2. Jab-Shovel Hook. A jab to the head causes the opponent to react by bringing their hands forward to parry or block. This movement pulls their elbows away from their torso, creating the opening for the shovel hook. The critical technical point is to keep your eyes locked on your opponent's head/chest. Any glance down at the body will telegraph your intention. The punch should be a surprise, as demonstrated by Bernard Hopkins's knockout of Oscar De La Hoya, which was set up with a simple Jab-Shovel Hook.

3. Double Jab-Overhand-Shovel Hook. You throw a double jab to distract your opponent from the following overhand. The overhand can be a precursor to the shovel hook to the liver because of the downward motion used which loads up the left side for the liver shot.

4. Jab-Cross-Shovel Hook You throw several standard Jab-Cross (1-2) combinations at the head. This establishes a predictable pattern and keeps the opponent's guard high. You then fluidly add the shovel hook to the end of the combination, using the cross to step into the optimal range.

5. Jab-Cross-Lead Hook-Shovel Hook. The sequence starts with a Jab-Cross (1–2) to the head, forcing a high guard. You immediately follow with a Lead Hook to the head while simultaneously taking an outside step with your lead foot. This footwork angles you off to the side, lining up the shovel hook perfectly against the opponent's exposed liver, which becomes a "large target."

6. Jab-Rear Hook-Shovel Hook. You begin by throwing a few Jab-Rear Hook (1–4) combinations. The rear hook (a right hook for an orthodox fighter) is an unexpected head punch that can disrupt your opponent's guard and expectations. After establishing this pattern, you throw the full combo: a Jab to distract, the Rear Hook to make them shell up high on their left side, which exposes the right side of their body for the finishing shovel hook.

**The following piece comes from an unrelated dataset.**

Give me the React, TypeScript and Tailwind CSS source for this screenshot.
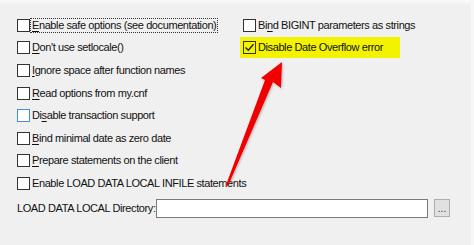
import React from 'react';

type Opt = { label: React.ReactNode; checked?: boolean; hover?: boolean; focus?: boolean; highlight?: boolean };

function u(s: string) {
  return <span className="underline underline-offset-2">{s}</span>;
}

const leftOptions: Opt[] = [
  { label: <>{u('E')}nable safe options (see documentation)</>, focus: true },
  { label: <>{u('D')}on't use setlocale()</> },
  { label: <>{u('I')}gnore space after function names</> },
  { label: <>{u('R')}ead options from my.cnf</> },
  { label: <>Di{u('s')}able transaction support</>, hover: true },
  { label: <>{u('B')}ind minimal date as zero date</> },
  { label: <>{u('P')}repare statements on the client</> },
  { label: <>Enable LOAD DATA LOCAL INFILE statements</> },
];

const rightOptions: Opt[] = [
  { label: <>Bi{u('n')}d BIGINT parameters as strings</> },
  { label: <>Disable Date Overflow error</>, checked: true, highlight: true },
];

function Box({ checked, hover }: { checked?: boolean; hover?: boolean }) {
  return (
    <span
      className={`flex h-[13px] w-[13px] shrink-0 items-center justify-center border ${
        hover ? 'border-[#3f8fe0]' : 'border-[#333333]'
      } ${checked ? 'bg-transparent' : 'bg-white'}`}
    >
      {checked && (
        <svg width="11" height="11" viewBox="0 0 11 11">
          <path d="M1.5 5.5 L4.3 8.3 L9.5 2.2" fill="none" stroke="#222" strokeWidth="1.4" />
        </svg>
      )}
    </span>
  );
}

function Row({ opt }: { opt: Opt }) {
  return (
    <div className="flex h-[22.6px] items-center">
      <div className={`flex items-center ${opt.highlight ? '-ml-[3px] bg-[#f3f300] py-[4px] pl-[3px] pr-[16px]' : ''}`}>
        <Box checked={opt.checked} hover={opt.hover} />
        <span
          className={`ml-[1px] whitespace-nowrap px-[1px] leading-[13px] ${
            opt.focus ? 'outline outline-1 outline-dotted outline-[#333]' : ''
          }`}
        >
          {opt.label}
        </span>
      </div>
    </div>
  );
}

export default function App() {
  return (
    <div
      className="relative h-[245px] w-[474px] overflow-hidden bg-[#f0f0f0] text-[11px] tracking-[-0.4px] text-[#111]"
      style={{ fontFamily: '"Liberation Sans", Arial, sans-serif' }}
    >
      <div className="h-[5px] bg-gradient-to-b from-[#fafafa] to-[#f0f0f0]" />
      <div className="flex pl-[17px] pt-[9px]">
        <div className="flex w-[226px] shrink-0 flex-col">
          {leftOptions.map((o, i) => (
            <Row key={i} opt={o} />
          ))}
        </div>
        <div className="flex flex-col">
          {rightOptions.map((o, i) => (
            <Row key={i} opt={o} />
          ))}
        </div>
      </div>
      <div className="mt-[4px] flex items-center pl-[17px]">
        <span className="w-[139px] shrink-0 whitespace-nowrap">LOAD DATA LOCAL Directory:</span>
        <div className="h-[19px] w-[272px] shrink-0 border border-[#7a7a7a] bg-white" />
        <button className="ml-[6px] flex h-[18px] w-[16px] shrink-0 items-end justify-center border border-[#adadad] bg-[#e1e1e1] pb-[3px] text-[10px] leading-[8px] tracking-normal text-[#333]">
          ...
        </button>
      </div>
      <div className="absolute right-0 top-0 h-full w-[3px] bg-[#f7f7f7]" />
      <svg className="pointer-events-none absolute left-0 top-0" width="474" height="245">
        <defs>
          <filter id="sh" x="-20%" y="-20%" width="140%" height="140%">
            <feDropShadow dx="1" dy="1" stdDeviation="1" floodColor="#000" floodOpacity="0.25" />
          </filter>
        </defs>
        <polygon
          points="282,62 281,88 273,82 228,186 226,185 265,80 261,78"
          fill="#f00000"
          filter="url(#sh)"
        />
      </svg>
    </div>
  );
}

7. Right Hook-Left Shovel Hook. You throw a Right Hook to the head, which forces the opponent to focus their defense on that side. You then use the recoil and momentum from the right hook to immediately swing back with the Shovel Hook to the liver. The power of the first hook makes the opponent over-commit to defending their head, leaving them vulnerable.

8. Slipping a Right Hand. You deliberately draw out your opponent's cross (right hand) by leaning forward or jabbing at their gloves. As they throw the punch, you slip to the outside (to your left). This defensive move places you parallel to your opponent and in a loaded position, allowing you to counter with a shovel hook to the now-exposed liver as their punch misses.